Take each line containing the word "React" and copy it.

___ GIVEN RECORDS

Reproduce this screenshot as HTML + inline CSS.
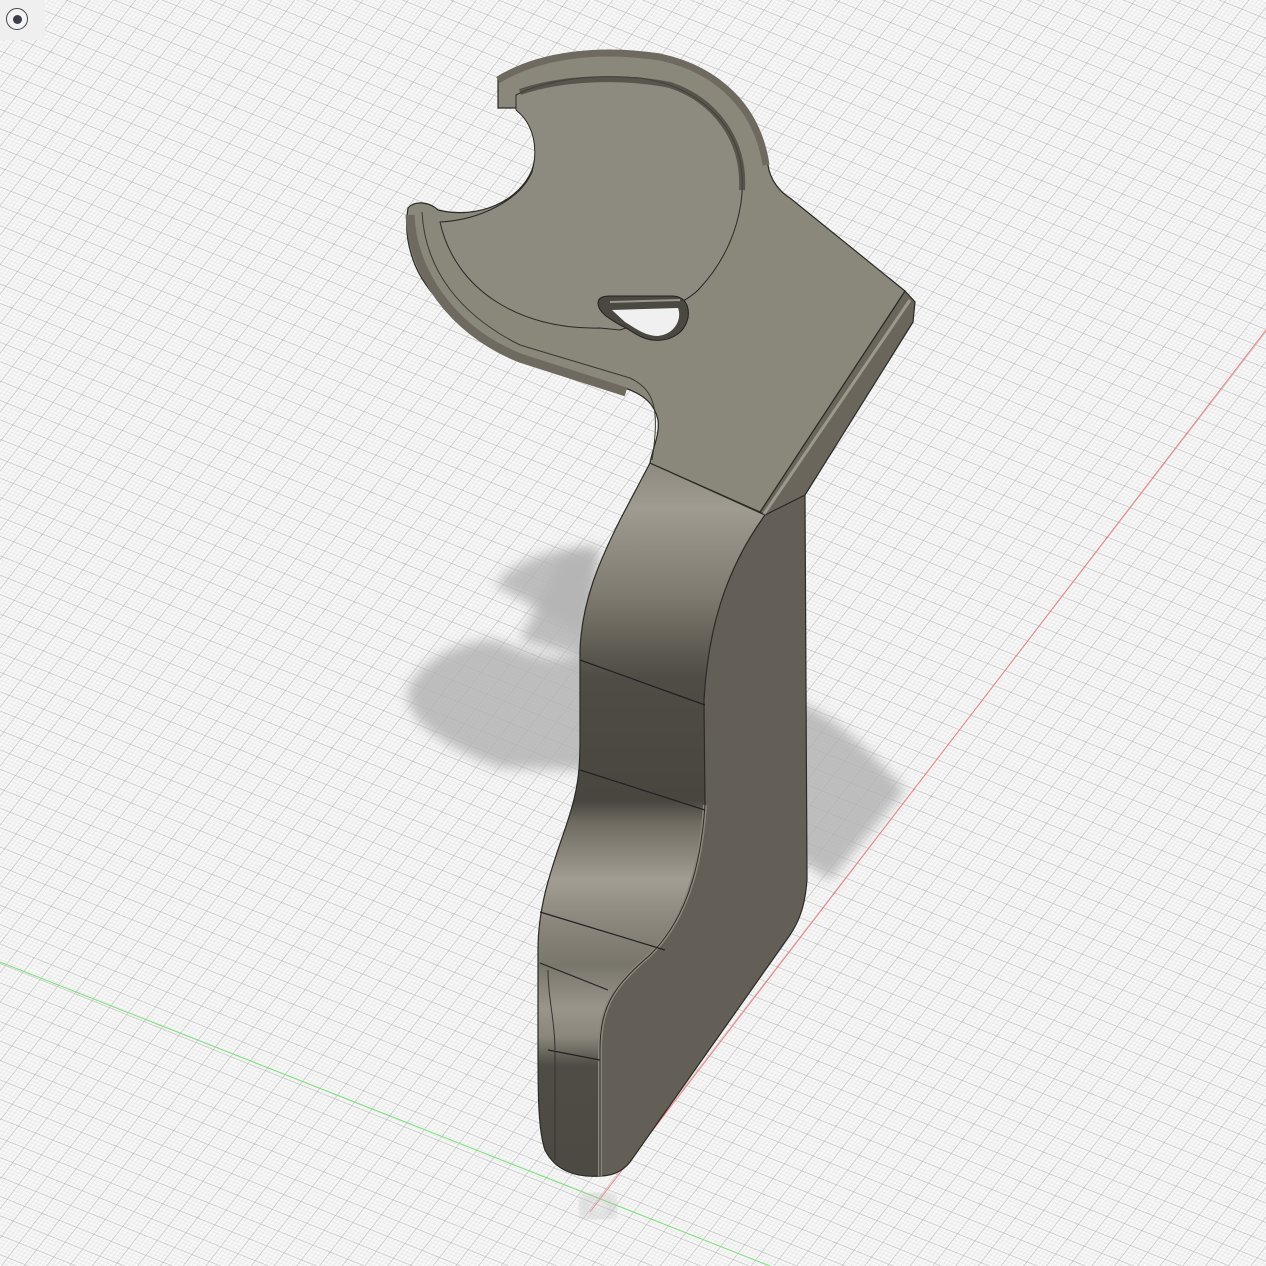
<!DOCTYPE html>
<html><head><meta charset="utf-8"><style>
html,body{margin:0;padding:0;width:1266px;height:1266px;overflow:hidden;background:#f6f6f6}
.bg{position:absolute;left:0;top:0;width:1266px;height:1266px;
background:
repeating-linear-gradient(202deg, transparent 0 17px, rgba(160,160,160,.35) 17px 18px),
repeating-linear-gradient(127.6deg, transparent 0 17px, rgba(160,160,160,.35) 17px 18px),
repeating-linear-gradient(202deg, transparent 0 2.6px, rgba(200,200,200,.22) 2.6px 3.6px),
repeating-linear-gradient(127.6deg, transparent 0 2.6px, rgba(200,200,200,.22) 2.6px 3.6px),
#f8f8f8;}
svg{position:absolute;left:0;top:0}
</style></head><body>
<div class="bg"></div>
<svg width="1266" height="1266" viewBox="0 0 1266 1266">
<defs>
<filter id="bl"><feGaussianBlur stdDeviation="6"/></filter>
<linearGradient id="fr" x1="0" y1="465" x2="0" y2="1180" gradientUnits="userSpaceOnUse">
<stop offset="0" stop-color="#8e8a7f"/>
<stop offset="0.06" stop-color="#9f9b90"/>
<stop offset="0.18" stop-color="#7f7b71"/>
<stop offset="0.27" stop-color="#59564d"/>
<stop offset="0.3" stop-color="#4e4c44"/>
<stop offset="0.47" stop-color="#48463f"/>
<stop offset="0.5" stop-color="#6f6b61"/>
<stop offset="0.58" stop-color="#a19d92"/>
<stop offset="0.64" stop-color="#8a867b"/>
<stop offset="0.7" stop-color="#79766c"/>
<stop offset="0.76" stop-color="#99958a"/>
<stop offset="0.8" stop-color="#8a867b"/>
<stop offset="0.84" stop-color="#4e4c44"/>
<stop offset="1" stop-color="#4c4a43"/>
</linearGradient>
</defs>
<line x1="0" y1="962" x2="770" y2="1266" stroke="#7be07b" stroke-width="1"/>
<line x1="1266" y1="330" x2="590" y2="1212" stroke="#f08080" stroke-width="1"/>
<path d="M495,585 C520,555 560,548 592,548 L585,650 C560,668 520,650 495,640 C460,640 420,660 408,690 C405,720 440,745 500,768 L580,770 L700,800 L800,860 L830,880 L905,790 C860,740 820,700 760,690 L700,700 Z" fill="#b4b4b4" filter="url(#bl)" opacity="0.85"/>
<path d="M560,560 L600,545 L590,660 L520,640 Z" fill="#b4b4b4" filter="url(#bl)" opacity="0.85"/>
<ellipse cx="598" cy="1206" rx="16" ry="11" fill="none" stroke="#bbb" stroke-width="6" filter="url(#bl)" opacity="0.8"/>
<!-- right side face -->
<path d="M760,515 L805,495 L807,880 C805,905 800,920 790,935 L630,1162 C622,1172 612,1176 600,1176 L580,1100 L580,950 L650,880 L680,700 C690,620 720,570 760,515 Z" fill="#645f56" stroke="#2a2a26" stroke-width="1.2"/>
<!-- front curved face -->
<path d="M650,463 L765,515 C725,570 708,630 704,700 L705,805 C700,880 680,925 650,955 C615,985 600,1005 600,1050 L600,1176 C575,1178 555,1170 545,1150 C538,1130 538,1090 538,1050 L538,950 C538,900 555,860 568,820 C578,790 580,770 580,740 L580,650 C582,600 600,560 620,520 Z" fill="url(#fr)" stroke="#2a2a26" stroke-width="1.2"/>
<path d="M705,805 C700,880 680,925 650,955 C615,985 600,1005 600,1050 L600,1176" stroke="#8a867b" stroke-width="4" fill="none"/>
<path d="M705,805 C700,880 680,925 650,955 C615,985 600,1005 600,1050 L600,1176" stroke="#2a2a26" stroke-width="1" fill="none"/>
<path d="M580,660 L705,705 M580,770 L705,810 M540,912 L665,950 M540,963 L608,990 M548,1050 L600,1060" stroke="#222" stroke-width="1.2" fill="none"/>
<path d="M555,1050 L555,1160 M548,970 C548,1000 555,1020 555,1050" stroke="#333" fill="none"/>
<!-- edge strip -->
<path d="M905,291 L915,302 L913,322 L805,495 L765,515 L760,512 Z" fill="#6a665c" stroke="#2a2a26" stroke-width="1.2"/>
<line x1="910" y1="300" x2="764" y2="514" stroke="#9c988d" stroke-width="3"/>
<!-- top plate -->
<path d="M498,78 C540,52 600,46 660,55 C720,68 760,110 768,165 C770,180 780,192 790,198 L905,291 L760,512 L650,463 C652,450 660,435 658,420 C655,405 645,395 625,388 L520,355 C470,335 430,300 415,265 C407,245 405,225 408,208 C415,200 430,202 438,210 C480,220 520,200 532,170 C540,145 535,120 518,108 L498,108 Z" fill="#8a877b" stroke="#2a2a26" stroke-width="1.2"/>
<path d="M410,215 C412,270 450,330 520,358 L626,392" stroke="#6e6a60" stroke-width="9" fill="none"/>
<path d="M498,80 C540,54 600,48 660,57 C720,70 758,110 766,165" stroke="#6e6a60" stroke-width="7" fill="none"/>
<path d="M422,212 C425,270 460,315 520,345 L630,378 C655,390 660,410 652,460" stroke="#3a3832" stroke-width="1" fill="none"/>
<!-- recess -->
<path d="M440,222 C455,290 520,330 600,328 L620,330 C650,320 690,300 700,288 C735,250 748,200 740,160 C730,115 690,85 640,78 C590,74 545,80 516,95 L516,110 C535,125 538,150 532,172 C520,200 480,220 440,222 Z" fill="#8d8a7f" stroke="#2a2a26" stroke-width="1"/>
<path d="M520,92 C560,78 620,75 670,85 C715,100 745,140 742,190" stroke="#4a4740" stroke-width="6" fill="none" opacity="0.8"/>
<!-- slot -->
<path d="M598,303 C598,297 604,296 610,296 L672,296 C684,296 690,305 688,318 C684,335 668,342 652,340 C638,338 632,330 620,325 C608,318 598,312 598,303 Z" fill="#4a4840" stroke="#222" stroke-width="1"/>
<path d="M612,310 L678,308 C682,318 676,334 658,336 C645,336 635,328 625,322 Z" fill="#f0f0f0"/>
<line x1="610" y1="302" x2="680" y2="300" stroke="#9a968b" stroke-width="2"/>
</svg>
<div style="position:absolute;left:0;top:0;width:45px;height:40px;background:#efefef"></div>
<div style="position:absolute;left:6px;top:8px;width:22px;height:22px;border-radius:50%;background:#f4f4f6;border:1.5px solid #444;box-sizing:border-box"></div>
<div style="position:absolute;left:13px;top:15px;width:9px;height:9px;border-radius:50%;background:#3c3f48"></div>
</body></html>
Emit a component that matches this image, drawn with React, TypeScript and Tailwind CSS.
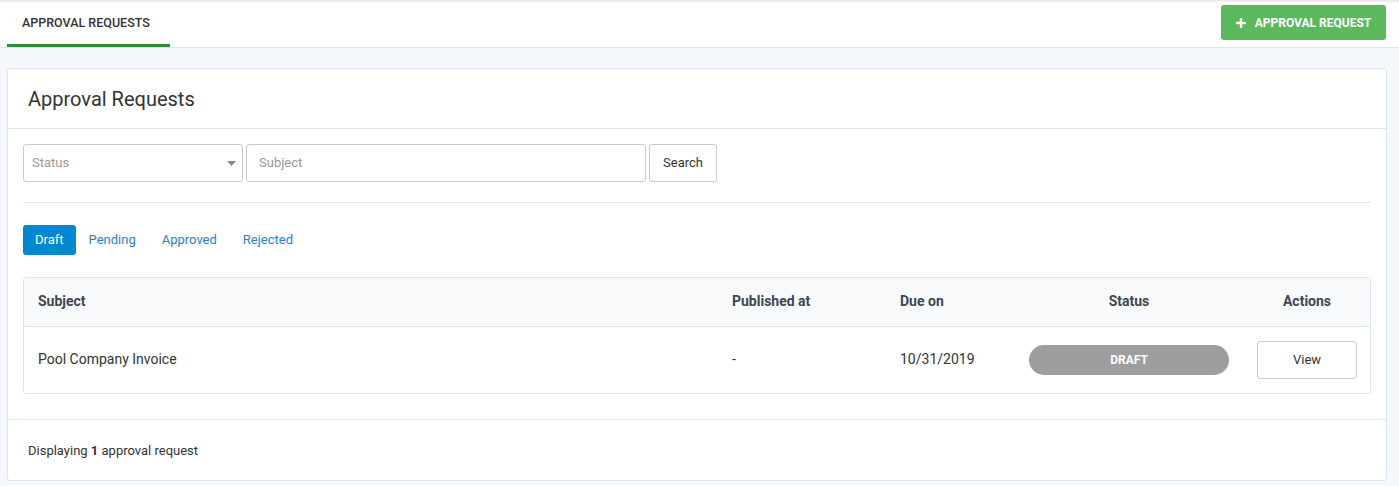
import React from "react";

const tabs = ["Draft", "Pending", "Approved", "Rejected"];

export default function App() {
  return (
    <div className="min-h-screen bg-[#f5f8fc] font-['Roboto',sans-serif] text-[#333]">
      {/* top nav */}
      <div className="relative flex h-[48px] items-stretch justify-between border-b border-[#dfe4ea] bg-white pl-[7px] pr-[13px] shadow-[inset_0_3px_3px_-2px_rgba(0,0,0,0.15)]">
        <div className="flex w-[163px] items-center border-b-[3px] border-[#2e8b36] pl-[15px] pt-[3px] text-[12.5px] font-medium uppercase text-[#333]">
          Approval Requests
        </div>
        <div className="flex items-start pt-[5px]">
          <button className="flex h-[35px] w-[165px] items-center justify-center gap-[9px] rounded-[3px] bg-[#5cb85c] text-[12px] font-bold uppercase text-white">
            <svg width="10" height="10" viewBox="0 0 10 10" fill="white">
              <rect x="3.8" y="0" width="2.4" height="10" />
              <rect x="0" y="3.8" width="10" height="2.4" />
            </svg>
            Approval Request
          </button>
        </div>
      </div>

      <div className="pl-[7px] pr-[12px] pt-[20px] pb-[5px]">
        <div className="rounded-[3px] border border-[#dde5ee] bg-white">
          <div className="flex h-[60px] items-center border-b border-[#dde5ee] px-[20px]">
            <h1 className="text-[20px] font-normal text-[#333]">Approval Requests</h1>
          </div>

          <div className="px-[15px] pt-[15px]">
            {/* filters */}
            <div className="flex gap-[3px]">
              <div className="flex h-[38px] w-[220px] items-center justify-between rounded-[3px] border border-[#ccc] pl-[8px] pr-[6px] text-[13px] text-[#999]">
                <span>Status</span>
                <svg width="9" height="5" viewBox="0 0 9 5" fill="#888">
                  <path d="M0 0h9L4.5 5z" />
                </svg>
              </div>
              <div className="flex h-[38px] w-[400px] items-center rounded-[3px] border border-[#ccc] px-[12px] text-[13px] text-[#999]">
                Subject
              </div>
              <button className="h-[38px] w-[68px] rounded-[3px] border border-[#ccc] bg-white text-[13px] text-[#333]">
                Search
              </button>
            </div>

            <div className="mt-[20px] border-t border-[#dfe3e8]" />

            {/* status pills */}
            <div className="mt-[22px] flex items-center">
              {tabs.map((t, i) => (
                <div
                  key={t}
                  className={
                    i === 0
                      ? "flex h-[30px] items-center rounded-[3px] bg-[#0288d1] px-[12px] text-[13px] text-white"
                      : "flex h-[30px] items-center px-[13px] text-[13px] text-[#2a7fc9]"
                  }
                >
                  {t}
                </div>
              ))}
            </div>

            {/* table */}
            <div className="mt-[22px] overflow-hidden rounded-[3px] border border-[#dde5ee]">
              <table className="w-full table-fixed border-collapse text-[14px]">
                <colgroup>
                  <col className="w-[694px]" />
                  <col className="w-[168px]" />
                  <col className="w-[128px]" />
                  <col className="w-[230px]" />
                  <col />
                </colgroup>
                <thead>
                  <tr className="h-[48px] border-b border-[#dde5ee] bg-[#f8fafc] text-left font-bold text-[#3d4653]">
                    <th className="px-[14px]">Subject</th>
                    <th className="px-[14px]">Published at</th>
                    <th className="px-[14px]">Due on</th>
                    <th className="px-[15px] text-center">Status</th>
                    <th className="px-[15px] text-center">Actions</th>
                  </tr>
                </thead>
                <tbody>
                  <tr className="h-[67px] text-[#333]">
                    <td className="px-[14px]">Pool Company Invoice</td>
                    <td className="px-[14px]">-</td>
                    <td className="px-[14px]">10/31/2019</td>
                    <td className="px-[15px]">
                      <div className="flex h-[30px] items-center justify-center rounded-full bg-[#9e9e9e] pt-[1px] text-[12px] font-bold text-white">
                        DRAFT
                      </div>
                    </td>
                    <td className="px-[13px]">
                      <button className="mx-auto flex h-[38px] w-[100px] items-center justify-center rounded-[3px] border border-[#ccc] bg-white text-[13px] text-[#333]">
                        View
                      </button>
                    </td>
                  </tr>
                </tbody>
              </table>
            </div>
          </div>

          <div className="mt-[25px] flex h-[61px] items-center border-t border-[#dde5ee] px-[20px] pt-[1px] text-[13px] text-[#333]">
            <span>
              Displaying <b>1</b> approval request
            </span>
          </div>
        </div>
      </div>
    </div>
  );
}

______

## [CORRECT RESULT]
Emit a component that matches this image, drawn with React, TypeScript and Tailwind CSS.
import React from "react";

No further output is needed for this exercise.